El agua y las guerras
P. Fernando Pascual
21-12-2018
En los últimos años algunos
analistas avisan del peligro de guerras futuras a causa de la escasez de agua.
Esos análisis subrayan,
correctamente, la importancia del agua para las necesidades básicas del ser
humano y para ámbitos como la agricultura y otras actividades de mayor o menor
relevancia.
Suponen también, y aquí vale
la pena detenerse, que la carencia de un bien básico desencadena tensiones y
conflictos que provocan guerras.
Una mirada a la historia y a
algunas situaciones presentes evidencia cómo ha habido y hay guerras que surgen
desde el deseo de poseer bienes humanos de mayor o menor importancia.
Guerras por el petróleo,
guerras por el "espacio vital", guerras por el control de territorios
fértiles, guerras por motivos comerciales.

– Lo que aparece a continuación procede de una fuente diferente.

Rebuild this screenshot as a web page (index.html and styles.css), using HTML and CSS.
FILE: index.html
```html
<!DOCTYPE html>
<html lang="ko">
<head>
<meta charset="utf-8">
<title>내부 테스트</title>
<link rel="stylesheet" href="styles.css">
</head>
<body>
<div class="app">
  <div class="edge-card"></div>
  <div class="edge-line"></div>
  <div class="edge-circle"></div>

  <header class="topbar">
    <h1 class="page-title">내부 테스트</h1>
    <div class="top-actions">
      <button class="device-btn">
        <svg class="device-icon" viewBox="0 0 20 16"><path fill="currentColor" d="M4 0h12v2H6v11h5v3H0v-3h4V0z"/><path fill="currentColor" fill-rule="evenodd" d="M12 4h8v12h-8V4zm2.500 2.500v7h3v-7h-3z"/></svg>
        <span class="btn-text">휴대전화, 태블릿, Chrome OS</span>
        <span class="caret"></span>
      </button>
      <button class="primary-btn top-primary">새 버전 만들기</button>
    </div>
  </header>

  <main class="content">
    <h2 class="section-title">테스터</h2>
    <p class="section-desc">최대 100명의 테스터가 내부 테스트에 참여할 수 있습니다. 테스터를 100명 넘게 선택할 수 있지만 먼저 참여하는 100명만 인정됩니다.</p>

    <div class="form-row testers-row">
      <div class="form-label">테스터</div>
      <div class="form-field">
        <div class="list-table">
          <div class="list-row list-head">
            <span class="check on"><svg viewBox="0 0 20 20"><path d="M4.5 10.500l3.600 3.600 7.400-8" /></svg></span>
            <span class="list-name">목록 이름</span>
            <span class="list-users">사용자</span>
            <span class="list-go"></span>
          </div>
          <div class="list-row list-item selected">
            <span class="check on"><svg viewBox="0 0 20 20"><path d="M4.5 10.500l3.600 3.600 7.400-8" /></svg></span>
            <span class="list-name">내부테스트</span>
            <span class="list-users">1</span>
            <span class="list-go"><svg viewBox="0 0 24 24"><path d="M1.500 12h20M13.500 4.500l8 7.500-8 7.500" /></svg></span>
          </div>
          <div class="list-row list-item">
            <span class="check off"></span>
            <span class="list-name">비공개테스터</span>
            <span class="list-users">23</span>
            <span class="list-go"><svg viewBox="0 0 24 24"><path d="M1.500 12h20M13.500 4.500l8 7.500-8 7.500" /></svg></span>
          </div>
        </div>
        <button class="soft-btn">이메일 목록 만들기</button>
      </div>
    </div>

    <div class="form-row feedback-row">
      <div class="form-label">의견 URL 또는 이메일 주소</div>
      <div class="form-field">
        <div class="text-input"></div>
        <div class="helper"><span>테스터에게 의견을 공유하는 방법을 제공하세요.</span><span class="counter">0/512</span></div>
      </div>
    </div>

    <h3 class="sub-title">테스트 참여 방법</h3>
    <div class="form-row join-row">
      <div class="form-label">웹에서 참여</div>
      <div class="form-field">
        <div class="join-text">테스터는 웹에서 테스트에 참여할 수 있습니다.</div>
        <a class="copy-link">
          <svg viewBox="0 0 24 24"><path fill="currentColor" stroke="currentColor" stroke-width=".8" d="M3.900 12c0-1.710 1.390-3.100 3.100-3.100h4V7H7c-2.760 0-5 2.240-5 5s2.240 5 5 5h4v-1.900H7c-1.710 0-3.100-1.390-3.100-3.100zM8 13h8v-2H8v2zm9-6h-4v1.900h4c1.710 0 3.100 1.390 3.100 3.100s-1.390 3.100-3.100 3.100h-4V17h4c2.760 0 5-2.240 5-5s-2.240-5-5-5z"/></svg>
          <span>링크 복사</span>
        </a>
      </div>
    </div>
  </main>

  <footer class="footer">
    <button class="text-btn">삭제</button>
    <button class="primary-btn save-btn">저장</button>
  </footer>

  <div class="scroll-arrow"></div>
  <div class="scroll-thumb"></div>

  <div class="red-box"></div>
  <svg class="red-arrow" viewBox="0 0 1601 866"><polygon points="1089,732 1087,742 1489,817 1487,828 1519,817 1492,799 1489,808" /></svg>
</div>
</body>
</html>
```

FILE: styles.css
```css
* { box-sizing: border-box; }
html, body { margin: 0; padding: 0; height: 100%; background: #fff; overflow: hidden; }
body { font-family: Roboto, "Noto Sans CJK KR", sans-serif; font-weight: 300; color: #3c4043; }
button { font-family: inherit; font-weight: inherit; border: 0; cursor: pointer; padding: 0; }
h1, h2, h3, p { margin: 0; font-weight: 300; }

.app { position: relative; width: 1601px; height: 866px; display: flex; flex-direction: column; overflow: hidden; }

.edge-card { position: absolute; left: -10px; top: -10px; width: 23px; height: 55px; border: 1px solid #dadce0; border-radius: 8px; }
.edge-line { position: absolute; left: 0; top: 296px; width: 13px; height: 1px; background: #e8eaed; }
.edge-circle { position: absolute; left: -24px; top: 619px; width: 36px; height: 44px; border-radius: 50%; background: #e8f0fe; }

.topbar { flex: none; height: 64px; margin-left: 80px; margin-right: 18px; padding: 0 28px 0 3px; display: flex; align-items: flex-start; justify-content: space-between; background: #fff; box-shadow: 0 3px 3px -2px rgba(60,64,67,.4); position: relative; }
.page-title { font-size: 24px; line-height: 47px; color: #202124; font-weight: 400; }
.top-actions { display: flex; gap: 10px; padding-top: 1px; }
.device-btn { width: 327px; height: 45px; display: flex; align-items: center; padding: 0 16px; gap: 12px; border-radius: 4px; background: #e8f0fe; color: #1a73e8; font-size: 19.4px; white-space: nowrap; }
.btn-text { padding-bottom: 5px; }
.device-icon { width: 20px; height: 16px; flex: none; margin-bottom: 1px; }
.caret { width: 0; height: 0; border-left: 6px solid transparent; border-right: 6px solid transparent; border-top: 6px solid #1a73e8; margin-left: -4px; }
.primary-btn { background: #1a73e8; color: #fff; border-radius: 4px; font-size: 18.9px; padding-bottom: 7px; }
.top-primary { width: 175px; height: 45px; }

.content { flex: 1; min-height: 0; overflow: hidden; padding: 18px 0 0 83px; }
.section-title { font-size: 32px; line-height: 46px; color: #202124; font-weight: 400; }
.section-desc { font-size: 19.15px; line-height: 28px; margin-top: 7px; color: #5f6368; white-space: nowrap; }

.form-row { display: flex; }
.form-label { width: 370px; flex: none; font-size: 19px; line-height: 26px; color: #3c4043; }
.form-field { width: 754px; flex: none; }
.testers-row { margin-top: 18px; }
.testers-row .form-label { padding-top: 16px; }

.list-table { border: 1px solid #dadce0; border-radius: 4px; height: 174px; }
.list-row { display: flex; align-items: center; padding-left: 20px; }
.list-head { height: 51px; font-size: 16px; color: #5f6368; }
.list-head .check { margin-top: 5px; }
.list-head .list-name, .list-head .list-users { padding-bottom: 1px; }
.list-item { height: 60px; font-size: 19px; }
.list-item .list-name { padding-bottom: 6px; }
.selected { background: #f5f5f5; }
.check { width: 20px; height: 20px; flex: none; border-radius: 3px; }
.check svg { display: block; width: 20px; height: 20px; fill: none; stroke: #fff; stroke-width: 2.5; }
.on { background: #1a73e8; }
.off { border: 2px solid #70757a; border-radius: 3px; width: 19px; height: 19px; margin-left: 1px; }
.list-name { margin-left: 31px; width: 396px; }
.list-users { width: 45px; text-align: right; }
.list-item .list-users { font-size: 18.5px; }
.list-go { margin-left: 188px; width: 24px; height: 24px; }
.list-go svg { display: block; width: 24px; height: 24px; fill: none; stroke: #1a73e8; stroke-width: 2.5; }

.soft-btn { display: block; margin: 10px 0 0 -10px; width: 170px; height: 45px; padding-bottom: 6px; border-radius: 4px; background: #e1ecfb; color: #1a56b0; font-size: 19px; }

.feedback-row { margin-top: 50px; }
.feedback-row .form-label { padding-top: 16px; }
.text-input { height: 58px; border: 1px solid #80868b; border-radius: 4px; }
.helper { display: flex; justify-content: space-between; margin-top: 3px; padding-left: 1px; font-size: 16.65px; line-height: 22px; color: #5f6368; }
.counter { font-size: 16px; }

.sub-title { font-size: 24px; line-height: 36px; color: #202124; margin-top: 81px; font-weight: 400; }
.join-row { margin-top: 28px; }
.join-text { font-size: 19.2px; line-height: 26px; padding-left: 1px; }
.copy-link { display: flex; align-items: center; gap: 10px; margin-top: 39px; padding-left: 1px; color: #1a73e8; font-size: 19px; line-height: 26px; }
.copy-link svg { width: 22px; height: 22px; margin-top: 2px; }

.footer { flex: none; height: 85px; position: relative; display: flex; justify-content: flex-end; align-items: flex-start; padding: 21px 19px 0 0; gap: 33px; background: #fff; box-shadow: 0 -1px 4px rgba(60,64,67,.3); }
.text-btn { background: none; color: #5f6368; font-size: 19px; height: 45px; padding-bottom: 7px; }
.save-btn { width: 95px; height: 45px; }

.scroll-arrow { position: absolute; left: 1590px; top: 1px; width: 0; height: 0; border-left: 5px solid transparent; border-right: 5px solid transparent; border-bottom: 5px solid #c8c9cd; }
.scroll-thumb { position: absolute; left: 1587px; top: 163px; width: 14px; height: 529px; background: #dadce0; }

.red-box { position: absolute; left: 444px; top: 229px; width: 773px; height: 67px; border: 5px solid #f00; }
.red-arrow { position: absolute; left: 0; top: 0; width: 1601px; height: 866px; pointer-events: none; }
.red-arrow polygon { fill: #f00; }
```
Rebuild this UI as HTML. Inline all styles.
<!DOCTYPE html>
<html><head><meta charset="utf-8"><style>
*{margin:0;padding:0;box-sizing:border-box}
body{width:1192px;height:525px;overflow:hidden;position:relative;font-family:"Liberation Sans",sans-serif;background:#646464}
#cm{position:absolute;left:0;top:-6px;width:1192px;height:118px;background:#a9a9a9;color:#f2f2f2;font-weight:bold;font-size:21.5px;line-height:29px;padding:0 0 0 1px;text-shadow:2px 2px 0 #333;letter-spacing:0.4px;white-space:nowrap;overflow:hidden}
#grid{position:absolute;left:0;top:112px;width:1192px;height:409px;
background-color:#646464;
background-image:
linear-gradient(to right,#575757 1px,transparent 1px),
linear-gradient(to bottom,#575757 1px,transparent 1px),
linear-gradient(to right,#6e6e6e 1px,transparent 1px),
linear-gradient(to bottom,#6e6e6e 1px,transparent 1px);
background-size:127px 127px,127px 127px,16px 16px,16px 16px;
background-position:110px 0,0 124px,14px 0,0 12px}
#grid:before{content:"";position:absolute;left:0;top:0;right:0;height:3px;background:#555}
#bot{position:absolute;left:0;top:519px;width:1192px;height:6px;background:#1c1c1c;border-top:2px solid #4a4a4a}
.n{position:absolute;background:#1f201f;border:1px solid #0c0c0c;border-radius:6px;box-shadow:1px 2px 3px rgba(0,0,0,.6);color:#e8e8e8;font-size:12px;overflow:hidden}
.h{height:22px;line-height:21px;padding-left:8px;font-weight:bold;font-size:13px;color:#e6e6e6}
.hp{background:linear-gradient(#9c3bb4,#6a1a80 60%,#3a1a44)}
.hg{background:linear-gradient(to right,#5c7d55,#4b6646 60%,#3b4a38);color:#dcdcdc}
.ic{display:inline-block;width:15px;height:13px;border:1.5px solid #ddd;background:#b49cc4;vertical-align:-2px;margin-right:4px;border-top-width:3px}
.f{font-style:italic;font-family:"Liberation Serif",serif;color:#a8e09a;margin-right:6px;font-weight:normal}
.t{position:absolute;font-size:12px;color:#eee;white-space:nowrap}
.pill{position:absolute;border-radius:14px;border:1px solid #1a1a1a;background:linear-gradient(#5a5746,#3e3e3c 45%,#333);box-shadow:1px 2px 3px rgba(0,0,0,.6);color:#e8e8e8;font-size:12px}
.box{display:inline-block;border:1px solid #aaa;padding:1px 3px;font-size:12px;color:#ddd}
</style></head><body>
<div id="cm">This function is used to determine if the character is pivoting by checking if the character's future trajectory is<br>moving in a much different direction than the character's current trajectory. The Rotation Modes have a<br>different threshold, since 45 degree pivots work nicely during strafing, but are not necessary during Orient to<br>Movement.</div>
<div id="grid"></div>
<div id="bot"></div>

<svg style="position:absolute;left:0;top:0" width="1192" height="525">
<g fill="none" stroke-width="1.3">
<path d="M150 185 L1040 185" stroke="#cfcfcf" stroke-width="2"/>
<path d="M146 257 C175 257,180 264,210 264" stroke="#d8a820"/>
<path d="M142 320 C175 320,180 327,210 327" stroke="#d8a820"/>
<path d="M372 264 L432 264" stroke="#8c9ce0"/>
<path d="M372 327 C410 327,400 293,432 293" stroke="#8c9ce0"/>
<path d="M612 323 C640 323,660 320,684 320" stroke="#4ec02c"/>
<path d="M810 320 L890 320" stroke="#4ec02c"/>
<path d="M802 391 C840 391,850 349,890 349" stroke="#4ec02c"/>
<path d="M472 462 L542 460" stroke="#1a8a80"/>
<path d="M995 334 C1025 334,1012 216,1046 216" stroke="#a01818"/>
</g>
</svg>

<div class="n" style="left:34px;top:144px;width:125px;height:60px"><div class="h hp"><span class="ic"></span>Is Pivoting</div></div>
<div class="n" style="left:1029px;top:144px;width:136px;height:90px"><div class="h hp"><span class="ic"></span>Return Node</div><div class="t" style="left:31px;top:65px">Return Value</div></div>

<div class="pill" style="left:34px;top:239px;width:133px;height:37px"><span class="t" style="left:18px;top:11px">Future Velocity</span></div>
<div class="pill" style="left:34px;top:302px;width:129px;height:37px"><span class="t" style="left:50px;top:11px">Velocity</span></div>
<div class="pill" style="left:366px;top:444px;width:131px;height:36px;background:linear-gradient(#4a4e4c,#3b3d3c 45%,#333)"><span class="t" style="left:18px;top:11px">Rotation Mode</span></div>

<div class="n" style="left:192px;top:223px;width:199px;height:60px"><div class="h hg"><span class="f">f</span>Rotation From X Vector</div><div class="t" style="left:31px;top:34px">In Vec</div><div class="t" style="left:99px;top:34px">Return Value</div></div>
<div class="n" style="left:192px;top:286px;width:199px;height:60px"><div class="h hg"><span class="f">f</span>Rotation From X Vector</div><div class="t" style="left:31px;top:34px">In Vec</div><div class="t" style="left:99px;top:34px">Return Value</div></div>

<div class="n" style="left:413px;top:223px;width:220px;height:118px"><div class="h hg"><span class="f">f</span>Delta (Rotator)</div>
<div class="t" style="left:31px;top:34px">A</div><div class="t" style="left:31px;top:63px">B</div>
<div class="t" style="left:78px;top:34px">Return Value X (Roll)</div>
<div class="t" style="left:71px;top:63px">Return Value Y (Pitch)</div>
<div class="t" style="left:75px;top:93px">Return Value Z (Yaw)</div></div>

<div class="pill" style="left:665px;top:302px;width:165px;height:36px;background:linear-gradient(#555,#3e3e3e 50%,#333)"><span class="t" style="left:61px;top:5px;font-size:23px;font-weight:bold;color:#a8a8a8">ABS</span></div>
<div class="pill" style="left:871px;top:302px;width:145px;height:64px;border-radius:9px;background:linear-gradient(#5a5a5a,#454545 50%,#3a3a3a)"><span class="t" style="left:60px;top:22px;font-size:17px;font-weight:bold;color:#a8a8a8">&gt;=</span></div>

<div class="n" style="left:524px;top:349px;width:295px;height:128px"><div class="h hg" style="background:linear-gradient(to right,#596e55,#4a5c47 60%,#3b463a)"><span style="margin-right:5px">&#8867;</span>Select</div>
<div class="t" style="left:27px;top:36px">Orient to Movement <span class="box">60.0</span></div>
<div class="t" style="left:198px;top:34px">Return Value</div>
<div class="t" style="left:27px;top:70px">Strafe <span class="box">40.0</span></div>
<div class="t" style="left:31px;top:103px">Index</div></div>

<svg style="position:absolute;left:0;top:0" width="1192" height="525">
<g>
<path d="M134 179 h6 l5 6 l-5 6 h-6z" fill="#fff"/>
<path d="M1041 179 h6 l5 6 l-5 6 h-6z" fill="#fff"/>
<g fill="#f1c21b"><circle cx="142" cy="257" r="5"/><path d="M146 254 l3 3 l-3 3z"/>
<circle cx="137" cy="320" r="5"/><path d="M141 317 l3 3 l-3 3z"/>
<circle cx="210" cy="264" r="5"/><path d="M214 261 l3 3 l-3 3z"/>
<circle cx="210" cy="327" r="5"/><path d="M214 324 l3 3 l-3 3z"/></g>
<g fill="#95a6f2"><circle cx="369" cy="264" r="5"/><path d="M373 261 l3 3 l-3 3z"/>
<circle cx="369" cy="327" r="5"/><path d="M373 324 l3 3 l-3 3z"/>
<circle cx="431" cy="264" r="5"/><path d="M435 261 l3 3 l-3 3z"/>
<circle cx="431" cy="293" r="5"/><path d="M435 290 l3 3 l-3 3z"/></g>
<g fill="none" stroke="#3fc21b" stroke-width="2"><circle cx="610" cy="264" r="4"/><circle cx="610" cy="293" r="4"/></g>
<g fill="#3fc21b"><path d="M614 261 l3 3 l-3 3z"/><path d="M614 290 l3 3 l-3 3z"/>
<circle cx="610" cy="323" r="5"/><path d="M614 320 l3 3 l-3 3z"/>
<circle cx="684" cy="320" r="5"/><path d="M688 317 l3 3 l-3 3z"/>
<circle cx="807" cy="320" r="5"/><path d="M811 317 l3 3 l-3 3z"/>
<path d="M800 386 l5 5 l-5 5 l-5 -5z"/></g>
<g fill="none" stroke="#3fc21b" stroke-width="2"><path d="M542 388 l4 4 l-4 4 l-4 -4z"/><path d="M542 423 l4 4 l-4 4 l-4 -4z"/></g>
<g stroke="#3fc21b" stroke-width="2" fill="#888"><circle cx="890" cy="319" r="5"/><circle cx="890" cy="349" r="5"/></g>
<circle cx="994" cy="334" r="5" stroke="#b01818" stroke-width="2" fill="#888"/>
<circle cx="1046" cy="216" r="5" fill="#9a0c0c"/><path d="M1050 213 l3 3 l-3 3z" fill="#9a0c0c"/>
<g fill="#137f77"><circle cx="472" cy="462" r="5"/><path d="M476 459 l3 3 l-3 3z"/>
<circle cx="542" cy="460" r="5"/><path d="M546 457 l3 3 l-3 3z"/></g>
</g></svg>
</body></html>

La lista podría ser mucho más larga.
Por eso, los analistas que
avisan del riesgo de futuras guerras para controlar el acceso al agua potable
cuentan con motivos poderosos a favor de su teoría.
Olvidan, sin embargo, que las
guerras para controlar bienes no surgen solo por ese motivo, sino desde uno más
profundo y más grave: la actitud prepotente de querer controlar a otros pueblos
a través de la violencia por numerosos motivos.
Esos motivos pueden tener una
apariencia de justicia, por ejemplo cuando los líderes de un pueblo inician una
guerra de liberación. Pero incluso en esos casos, el uso de la violencia no
surgió simplemente a partir del deseo de libertad, pues millones de seres sin
libertad no reaccionan con violencia ante los tiranos.
La raíz más profunda de toda
guerra está en la suposición de que el uso de la fuerza mejora las cosas, de
que la derrota del "adversario" permite obtener beneficios.
Esa suposición puede ser
válida cuando las exigencias de la justicia no han podido ser atendidas por
vías pacíficas y solo queda rebelarse contra un tirano o un pueblo opresor,
cuando hay garantías suficientes de victoria y la suficiente atención a no
provocar más daños que beneficios.
Pero esa suposición es injusta
si una "mejora" que puede lograrse pacíficamente se persigue a través
del recurso a la guerra, donde sufren no solo los soldados sino miles de
inocentes que tienen que pagar por culpa de las decisiones agresivas de unos o
de otros.
La carencia de agua, un
fenómeno que ha ocurrido tantas veces en el pasado y que se repite en terribles
sequías que se producen también en el presente, explica la angustia y las
tensiones de los sedientos y de quienes tienen que ayudarles, pero no es
suficiente para que se llegue a la terrible opción de la guerra.
Frente a quienes avisan que
habrá guerras ante futuras sequías de nuestra planeta hay que responder que
tales guerras pueden ser evitadas desde planes a favor de los necesitados y
desde actitudes de profundo amor a la paz, que evitan aumentar los males que de
por sí ya son graves por la falta de bienes básicos.
La falta de agua no es, pues,
una causa automática de guerras. Esas surgen cuando hay corazones heridos por
el pecado, la ambición, la ira, que buscan satisfacer ciertos deseos a costa de
la vida de inocentes.
Al revés, la falta de agua no
provocará guerras si las personas promueven caminos de apoyo mutuo y programas
concretos para ayudar a quienes necesiten ese bien tan necesario. Y si, en las
situaciones extremas de sequía, una actitud pacífica y llena de confianza en
Dios, acepta la contingencia humana que explica tantas carencias durante la
vida terrena.
Los males que se produzcan en
una sequía, desde la sed intermitente hasta la falta de cosechas, serán
asumidos en paz y sin injusticias. En ocasiones culminarán con la muerte, que
pudo haber sido evitada con medidas adecuadas, pero que jamás podrá ser
eliminada del horizonte de la aventura humana.